Tratando-se de conceito com lógica própria, não seria aconselhável a tentativa de alterar sua natureza, contaminando uma doutrina deste tipo com compromissos com fatos ou submissão a critérios lógicos, pois são outros parâmetros a nortear a “voz coletiva” afinal. Para a vítima de uma ideologia, só há duas dimensões percebidas, a vertical que lhe informa sua autoridade, em interação com a horizontal, onde tem o apoio de outros idiotas a corroborar a convicção de que tal condição servil não consiste em nada indigno ou vergonhoso, mas prova de superioridade. Daí ser indispensável garantir que as glórias daqueles ícones a irradiar marxismo nos jornais, canais de TV, universidades, escolas, igrejas e ativismos de todo tipo, jamais sejam colocadas debaixo de dúvida. A única metáfora capaz de expressar o significado de formadores de opinião para o marxista não é a de um conselho de sábios, mas a do panteão divino. A idolatria patológica é o que garante não só que o ídolo seja inabalável, mas a coesão da massa que deve ser conduzida. Sem a companhia entusiástica de outros idiotas, não haveria milagre que pudesse produzir carisma, com a resultante extinção da própria figura de um líder.
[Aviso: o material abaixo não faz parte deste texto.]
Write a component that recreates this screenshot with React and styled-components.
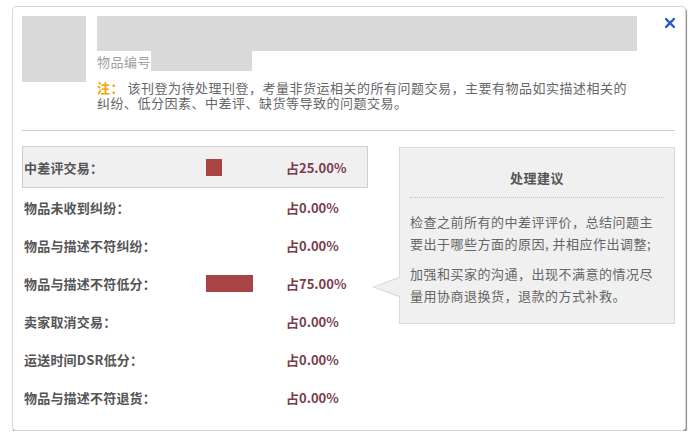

O simples entendimento de que nossas discussões públicas seguem esta dinâmica é suficiente para se encontrar fora do “território” cultural em que o marxismo vigora como lei. Por definição, a ideologia não pode ser consciente de si, pois enquanto ideologia, não se coloca como problema os pressupostos que a orientam, nem admite dúvida sobre a validade daquilo que afirma, já que passando ao “para si”, cometeria suicídio. Nesse sentido, basta não estar de acordo com tamanho dogmatismo ou não estar disposto a tornar-se uno com a massa, para rejeitar doutrinas coletivistas, não havendo nenhuma necessidade de adesão a alguma outra “ilusão fundamental” que estiver circulando no mercado de ideias. Para muitos, porém, parece tão difícil acreditar na possibilidade de que um raciocínio possa se executar sem que se tenha inspirado em disputa por poder. O marxismo impõe aos demais o sentido de sua agenda, se algum grupo ousa manifestar-se politicamente mas não em seu apoio, deve ser gente com tanta ambição pelo poder quanto o próprio exército vermelho espalhado mundo afora, sobretudo em ambiente universitário.
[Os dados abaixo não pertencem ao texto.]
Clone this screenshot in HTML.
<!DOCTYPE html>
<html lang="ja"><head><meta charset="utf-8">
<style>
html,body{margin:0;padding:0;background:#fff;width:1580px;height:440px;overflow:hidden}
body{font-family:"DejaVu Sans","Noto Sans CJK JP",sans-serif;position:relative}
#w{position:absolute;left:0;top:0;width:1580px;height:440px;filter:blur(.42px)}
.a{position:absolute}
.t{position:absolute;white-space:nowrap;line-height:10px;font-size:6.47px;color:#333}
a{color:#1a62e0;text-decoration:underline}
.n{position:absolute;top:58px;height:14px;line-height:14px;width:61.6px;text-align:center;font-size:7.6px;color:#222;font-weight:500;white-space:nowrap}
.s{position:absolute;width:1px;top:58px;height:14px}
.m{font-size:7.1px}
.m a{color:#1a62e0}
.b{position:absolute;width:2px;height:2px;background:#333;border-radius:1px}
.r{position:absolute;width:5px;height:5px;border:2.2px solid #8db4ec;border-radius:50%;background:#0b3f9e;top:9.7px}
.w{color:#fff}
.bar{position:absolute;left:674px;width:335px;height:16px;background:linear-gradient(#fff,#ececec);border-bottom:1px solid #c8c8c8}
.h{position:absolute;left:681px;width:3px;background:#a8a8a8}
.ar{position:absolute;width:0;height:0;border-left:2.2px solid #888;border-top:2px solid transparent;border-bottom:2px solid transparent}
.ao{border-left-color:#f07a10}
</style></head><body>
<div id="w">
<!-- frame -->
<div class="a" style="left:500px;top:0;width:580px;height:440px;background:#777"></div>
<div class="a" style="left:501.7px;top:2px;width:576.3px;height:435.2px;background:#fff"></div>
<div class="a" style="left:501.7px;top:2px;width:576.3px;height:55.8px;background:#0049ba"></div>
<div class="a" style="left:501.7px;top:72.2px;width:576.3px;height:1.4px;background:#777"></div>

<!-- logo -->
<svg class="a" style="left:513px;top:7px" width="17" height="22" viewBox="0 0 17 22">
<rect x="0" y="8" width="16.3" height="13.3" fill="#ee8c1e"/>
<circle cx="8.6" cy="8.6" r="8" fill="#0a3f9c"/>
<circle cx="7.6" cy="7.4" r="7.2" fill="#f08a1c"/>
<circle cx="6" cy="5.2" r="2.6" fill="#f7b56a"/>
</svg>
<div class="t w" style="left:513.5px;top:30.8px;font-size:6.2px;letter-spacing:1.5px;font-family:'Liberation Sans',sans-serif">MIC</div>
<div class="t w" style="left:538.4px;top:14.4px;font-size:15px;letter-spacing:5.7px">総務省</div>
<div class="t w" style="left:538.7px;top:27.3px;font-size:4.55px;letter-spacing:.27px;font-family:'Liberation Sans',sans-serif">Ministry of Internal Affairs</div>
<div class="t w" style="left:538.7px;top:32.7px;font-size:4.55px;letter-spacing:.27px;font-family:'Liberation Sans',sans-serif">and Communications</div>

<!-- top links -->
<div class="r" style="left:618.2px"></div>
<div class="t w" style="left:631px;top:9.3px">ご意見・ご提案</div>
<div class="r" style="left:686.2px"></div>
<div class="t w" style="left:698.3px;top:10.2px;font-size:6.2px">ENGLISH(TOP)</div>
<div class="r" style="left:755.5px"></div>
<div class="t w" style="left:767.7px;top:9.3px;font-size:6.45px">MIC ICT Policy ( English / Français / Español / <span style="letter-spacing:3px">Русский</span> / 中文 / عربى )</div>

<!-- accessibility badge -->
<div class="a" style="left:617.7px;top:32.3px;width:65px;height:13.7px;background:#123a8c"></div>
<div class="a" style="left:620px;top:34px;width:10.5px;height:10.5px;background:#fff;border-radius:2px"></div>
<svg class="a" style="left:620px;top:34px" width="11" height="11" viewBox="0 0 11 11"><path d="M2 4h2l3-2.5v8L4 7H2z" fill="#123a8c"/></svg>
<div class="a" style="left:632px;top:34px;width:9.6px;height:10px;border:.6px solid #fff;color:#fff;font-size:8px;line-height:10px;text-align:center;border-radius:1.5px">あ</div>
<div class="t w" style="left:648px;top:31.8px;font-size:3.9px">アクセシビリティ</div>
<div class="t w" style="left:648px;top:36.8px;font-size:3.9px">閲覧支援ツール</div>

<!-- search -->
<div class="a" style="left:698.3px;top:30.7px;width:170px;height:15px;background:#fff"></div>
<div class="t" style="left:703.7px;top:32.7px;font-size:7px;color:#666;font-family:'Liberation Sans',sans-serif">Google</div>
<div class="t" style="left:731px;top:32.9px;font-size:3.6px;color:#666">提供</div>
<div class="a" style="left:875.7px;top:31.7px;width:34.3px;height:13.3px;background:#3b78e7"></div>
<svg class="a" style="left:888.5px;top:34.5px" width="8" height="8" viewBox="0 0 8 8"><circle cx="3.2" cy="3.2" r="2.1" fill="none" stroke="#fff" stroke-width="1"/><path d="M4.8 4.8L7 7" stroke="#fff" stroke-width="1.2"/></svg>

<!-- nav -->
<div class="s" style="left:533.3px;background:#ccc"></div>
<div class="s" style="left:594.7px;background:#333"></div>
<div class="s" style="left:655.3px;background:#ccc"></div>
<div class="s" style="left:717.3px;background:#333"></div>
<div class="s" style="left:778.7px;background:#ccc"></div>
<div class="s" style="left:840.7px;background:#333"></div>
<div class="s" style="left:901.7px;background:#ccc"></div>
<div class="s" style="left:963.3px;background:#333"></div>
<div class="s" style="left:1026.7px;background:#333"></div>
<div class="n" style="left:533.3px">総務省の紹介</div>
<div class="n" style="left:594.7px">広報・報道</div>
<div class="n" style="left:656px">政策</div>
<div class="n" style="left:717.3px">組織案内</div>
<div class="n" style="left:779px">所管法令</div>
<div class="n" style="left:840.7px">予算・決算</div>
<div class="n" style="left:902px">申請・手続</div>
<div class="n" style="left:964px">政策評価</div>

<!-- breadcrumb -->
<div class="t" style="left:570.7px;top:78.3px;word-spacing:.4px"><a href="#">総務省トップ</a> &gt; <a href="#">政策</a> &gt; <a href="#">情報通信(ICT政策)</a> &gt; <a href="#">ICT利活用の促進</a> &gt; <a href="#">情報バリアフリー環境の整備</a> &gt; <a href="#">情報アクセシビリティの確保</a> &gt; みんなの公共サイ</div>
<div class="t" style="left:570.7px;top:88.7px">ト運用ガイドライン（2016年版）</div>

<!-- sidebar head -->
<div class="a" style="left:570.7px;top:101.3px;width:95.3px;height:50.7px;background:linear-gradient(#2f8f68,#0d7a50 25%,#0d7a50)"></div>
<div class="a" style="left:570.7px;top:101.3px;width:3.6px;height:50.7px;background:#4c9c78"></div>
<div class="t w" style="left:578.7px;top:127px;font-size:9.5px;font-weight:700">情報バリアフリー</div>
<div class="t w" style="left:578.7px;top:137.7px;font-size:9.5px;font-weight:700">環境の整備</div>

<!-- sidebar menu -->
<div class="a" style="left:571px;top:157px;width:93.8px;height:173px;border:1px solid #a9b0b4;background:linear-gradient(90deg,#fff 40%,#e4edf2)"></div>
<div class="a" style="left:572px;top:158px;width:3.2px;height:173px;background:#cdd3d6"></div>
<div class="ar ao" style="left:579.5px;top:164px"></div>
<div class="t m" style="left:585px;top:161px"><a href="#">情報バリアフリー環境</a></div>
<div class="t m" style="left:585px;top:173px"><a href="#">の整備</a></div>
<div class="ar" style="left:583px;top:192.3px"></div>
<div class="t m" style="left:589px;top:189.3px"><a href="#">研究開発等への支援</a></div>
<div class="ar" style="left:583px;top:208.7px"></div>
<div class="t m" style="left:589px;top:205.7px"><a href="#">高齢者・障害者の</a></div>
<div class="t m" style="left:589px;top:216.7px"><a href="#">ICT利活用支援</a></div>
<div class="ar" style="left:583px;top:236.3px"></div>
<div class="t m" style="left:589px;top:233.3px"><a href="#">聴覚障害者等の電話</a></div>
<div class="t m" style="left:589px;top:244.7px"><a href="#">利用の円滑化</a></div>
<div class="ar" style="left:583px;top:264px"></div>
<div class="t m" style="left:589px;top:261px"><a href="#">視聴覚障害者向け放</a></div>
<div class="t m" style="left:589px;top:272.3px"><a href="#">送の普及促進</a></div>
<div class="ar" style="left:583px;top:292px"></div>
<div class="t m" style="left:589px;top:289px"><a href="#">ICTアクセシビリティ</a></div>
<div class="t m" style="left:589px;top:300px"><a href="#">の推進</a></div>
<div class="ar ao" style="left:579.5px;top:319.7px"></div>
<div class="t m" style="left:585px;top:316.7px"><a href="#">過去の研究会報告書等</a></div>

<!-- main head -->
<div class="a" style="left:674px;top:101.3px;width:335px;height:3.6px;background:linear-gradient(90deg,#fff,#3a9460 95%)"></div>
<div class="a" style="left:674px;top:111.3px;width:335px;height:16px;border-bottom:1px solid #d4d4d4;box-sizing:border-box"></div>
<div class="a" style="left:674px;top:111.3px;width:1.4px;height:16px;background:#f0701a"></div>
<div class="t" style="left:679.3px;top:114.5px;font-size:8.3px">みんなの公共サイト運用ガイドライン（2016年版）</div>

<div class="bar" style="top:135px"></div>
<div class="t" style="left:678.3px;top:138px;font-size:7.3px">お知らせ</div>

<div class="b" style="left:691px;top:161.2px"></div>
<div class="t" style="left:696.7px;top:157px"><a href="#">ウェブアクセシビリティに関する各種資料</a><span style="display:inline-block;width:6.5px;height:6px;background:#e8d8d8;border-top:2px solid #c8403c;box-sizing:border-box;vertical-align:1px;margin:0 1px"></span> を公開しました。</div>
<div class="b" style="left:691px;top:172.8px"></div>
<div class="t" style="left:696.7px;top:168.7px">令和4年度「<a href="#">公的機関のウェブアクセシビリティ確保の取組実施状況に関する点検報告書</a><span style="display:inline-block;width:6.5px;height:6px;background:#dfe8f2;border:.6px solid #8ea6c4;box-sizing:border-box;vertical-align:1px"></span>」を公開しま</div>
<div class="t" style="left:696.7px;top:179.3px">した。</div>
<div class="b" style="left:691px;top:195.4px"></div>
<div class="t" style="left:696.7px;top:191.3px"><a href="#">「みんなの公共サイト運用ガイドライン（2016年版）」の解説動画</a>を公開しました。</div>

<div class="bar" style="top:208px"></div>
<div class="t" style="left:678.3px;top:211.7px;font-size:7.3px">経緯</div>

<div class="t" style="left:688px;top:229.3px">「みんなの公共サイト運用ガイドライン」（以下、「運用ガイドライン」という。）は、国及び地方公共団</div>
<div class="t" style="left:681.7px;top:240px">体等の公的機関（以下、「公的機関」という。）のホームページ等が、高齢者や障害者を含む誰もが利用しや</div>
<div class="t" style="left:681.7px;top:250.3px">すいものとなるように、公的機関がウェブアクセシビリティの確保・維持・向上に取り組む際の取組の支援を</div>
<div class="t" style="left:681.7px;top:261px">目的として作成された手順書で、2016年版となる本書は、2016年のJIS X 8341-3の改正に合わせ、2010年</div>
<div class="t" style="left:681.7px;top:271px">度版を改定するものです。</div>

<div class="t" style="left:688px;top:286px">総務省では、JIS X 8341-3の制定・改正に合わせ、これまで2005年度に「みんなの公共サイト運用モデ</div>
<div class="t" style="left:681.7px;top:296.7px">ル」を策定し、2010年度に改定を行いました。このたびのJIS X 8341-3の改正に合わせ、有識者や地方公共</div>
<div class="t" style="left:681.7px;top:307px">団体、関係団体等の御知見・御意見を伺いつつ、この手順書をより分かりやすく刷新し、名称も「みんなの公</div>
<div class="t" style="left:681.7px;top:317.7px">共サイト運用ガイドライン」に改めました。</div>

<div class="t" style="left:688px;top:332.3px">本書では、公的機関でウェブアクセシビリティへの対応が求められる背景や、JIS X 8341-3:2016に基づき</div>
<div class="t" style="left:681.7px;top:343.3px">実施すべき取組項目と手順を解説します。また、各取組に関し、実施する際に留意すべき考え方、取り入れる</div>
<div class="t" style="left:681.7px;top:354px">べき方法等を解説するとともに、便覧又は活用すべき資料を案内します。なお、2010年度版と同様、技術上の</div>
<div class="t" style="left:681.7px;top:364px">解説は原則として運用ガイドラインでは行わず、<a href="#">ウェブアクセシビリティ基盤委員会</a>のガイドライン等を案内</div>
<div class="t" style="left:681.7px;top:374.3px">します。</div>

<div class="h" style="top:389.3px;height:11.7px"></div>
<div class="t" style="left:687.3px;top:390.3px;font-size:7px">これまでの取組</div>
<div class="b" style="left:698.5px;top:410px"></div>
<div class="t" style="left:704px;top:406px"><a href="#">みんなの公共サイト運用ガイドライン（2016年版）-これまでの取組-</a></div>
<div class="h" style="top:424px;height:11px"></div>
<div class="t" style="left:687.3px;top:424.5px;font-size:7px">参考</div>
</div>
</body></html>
A diversidade de interpretações sobre um acontecimento, ou remeter a diferentes fundamentos as mesmas aparências, não são formas análogas à contradição entre o discurso de alguém que é movido por ideologia e outro que seja capaz de apreendê-la enquanto tal, isto é, não como saber positivo sobre a sociedade, mas meramente como força material da práxis revolucionária, à revelia do entendimento de seus militantes. Para eles, não há mediação ideológica entre sua consciência e a realidade, antes porém, a realidade é totalmente suprimida para dar lugar à ideologia como realidade, manejada como verdade fixa de tudo que venha a ocorrer, quer dizer, sem precisar jamais se deslocar de seu status puramente abstrato e utópico para correr riscos empíricos. Como se sabe, uma abstração pura tomada em si mesma soa verdadeira, exceto quando se trata de absurdo irracional. Logo, é o modo pelo qual se forma e se perpetua, que permite discernir uma visão de mundo que se comporta de modo ideológico de outra que não apresenta semelhantes traços, e não a suposta verdade objetiva ou a falsidade de seus distintos conteúdos.